▸ TO DO: Write out every single entry exactly.

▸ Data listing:
-=-=-=-=-
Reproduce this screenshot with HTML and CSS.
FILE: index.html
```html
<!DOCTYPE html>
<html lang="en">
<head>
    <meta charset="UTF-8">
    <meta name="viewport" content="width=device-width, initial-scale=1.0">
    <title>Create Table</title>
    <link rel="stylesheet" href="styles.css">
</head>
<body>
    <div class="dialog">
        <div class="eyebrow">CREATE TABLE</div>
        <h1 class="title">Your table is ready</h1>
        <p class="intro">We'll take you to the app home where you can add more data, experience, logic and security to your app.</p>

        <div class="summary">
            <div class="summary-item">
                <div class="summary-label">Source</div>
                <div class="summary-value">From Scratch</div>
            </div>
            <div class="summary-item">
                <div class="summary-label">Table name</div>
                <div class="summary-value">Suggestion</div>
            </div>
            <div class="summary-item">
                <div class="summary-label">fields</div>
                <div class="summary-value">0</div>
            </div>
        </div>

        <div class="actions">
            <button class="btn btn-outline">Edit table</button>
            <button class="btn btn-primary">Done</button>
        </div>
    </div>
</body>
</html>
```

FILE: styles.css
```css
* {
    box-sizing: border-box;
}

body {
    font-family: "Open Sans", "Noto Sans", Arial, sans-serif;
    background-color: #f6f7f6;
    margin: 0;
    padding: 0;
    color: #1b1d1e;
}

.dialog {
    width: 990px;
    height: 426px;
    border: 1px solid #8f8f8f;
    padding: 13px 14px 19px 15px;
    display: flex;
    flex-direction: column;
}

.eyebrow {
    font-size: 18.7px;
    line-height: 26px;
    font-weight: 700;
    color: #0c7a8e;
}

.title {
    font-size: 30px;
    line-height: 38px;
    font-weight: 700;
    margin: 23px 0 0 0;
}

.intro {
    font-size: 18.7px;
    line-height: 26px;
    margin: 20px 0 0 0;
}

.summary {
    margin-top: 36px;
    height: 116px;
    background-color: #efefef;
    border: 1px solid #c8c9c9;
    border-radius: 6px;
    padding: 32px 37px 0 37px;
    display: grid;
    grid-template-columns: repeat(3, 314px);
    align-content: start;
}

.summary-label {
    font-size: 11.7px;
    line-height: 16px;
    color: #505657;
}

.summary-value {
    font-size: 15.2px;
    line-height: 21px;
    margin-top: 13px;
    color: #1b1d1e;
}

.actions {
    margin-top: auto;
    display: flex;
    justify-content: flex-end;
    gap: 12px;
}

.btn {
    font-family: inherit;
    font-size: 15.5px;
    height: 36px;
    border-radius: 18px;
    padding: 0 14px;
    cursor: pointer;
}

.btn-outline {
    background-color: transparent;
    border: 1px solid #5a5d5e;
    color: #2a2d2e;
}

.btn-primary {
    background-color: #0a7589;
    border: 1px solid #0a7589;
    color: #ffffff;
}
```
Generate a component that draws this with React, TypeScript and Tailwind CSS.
-=-=-=-=-
▸ EXERCISE RESPONSE:
Reproduce this screenshot with HTML and CSS.
FILE: index.html
```html
<!DOCTYPE html>
<html lang="en">
<head>
    <meta charset="UTF-8">
    <meta name="viewport" content="width=device-width, initial-scale=1.0">
    <title>Create Table</title>
    <link rel="stylesheet" href="styles.css">
</head>
<body>
    <div class="dialog">
        <div class="eyebrow">CREATE TABLE</div>
        <h1 class="title">Your table is ready</h1>
        <p class="intro">We'll take you to the app home where you can add more data, experience, logic and security to your app.</p>

        <div class="summary">
            <div class="summary-item">
                <div class="summary-label">Source</div>
                <div class="summary-value">From Scratch</div>
            </div>
            <div class="summary-item">
                <div class="summary-label">Table name</div>
                <div class="summary-value">Suggestion</div>
            </div>
            <div class="summary-item">
                <div class="summary-label">fields</div>
                <div class="summary-value">0</div>
            </div>
        </div>

        <div class="actions">
            <button class="btn btn-outline">Edit table</button>
            <button class="btn btn-primary">Done</button>
        </div>
    </div>
</body>
</html>
```

FILE: styles.css
```css
* {
    box-sizing: border-box;
}

body {
    font-family: "Open Sans", "Noto Sans", Arial, sans-serif;
    background-color: #f6f7f6;
    margin: 0;
    padding: 0;
    color: #1b1d1e;
}

.dialog {
    width: 990px;
    height: 426px;
    border: 1px solid #8f8f8f;
    padding: 13px 14px 19px 15px;
    display: flex;
    flex-direction: column;
}

.eyebrow {
    font-size: 18.7px;
    line-height: 26px;
    font-weight: 700;
    color: #0c7a8e;
}

.title {
    font-size: 30px;
    line-height: 38px;
    font-weight: 700;
    margin: 23px 0 0 0;
}

.intro {
    font-size: 18.7px;
    line-height: 26px;
    margin: 20px 0 0 0;
}

.summary {
    margin-top: 36px;
    height: 116px;
    background-color: #efefef;
    border: 1px solid #c8c9c9;
    border-radius: 6px;
    padding: 32px 37px 0 37px;
    display: grid;
    grid-template-columns: repeat(3, 314px);
    align-content: start;
}

.summary-label {
    font-size: 11.7px;
    line-height: 16px;
    color: #505657;
}

.summary-value {
    font-size: 15.2px;
    line-height: 21px;
    margin-top: 13px;
    color: #1b1d1e;
}

.actions {
    margin-top: auto;
    display: flex;
    justify-content: flex-end;
    gap: 12px;
}

.btn {
    font-family: inherit;
    font-size: 15.5px;
    height: 36px;
    border-radius: 18px;
    padding: 0 14px;
    cursor: pointer;
}

.btn-outline {
    background-color: transparent;
    border: 1px solid #5a5d5e;
    color: #2a2d2e;
}

.btn-primary {
    background-color: #0a7589;
    border: 1px solid #0a7589;
    color: #ffffff;
}
```
Generate a component that draws this with React, TypeScript and Tailwind CSS.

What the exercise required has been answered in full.